Thanks for this thoughtful piece on Leopardi's challenge, Massimo! I found the discussion fascinating, especially the connection to modern neuroscience and Seneca's reflections on rational suicide.I wonder, though, if we might be too quick to accept Leopardi's challenge.
While it's true that our mental faculties depend on our brains and can be compromised, doesn't this commit a kind of category error? The fact that our agency could be undermined doesn't mean it isn't genuinely "up to us" when our faculties are functioning normally.
In my work on constitutional psychology, I've been struck by how much we can actually optimize our executive functions through philosophical practice and self-reflection. When our faculties are intact, there really are quite a lot of things up to us—our choices, our responses, how we cultivate wisdom and integrate the different aspects of our nature. The contingency of these capacities doesn't make them any less real or meaningful while we have them.
Maybe the more precise formulation is: "Many things are genuinely up to us until they're not." This seems both more accurate than naive claims about unlimited control and more useful than Leopardi's pessimistic conclusion. We can work skillfully with the meaningful agency we do possess, recognizing its conditions without dismissing its reality.
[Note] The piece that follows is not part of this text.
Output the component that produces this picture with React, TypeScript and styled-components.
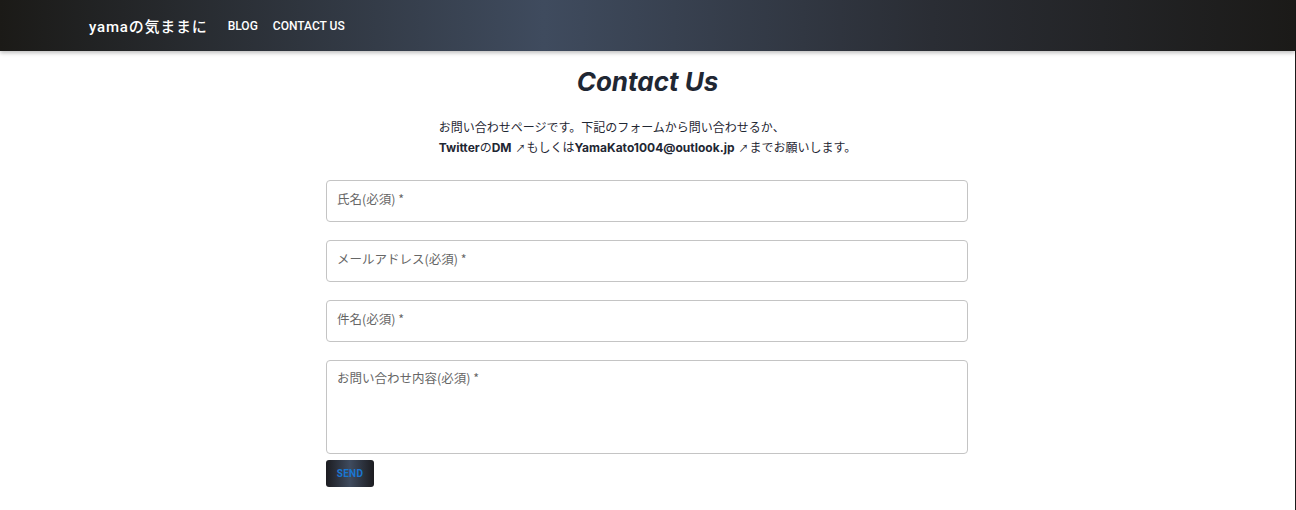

Thank you, Massimo. Very useful.
The central paradox, that our eudaimonia depends on what we can control, and yet that the operation of our minds is constrained by the fate of our bodies, seems to me another version of the paradox of "free will;" from which I would agree with you that compatibilism is the only possible escape. Choosing is a fundamental part of our experience, and central to stoicism, and yet the material processes ion our brains when we choose are subject to effectively deterministic physical law.